Navigational charts form a portion of the Hackerman collection. Reliable information on the Chesapeake Bay and the Atlantic coast was essential in an area whose early economy, and even at times its very existence, were determined by water. Sir Robert Dudley's extremely rare 1646 Carta Particolare della Virginia, based on the Mercator projection, was contained in his sea atlas Dell Arcano del Mare, the first such atlas produced by an Englishman. Dudley, a Roman Catholic, fled religious persecution in England and settled in Tuscany, thus his work appears with Italian annotations. The John Mount and Thomas Page chart of 1745-58, derived from one that had appeared five decades earlier, contains numerous depth sounding notations throughout its field. The upper Chesapeake is highlighted in the work of C. P. Hardecoeur,  whose beautifully engraved 1799 chart also contains an inset plan of Havre de Grace.

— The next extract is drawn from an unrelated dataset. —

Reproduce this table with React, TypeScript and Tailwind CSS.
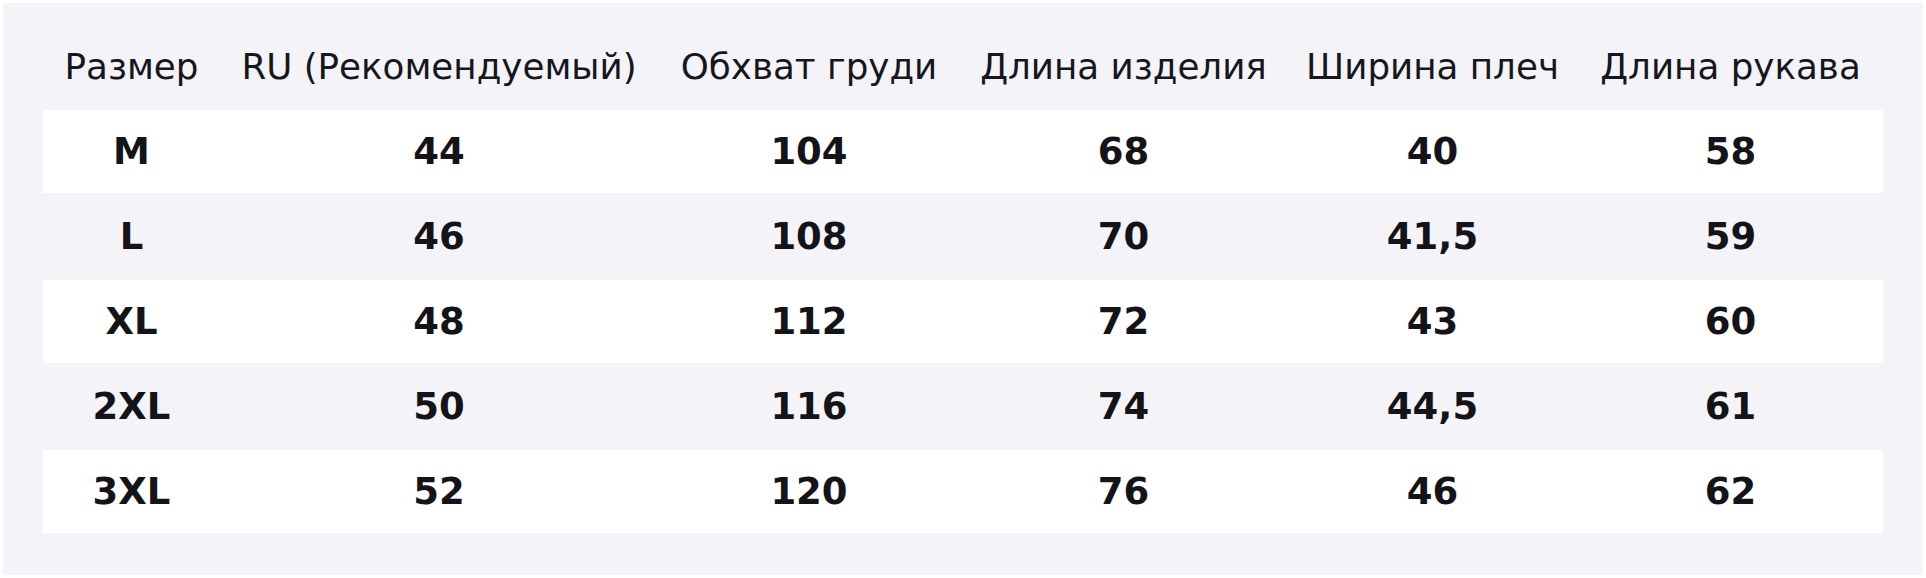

The collection also includes a selection of maps of Maryland set within the context of its neighbors. These more general maps are important in the development of the cartography of the region. It is also amusing to note occasional misinterpretations. Dudley's 1646 Carta Secunda Generale de America is an early, somewhat sketchy, view of the East Coast that features a vastly wide Chesapeake Bay. An imaginative view of the Southeast is contained in Homann's 1714 map: Florida's panhandle appears to "circle around" the other southern colonies and head north to share a border with Maryland.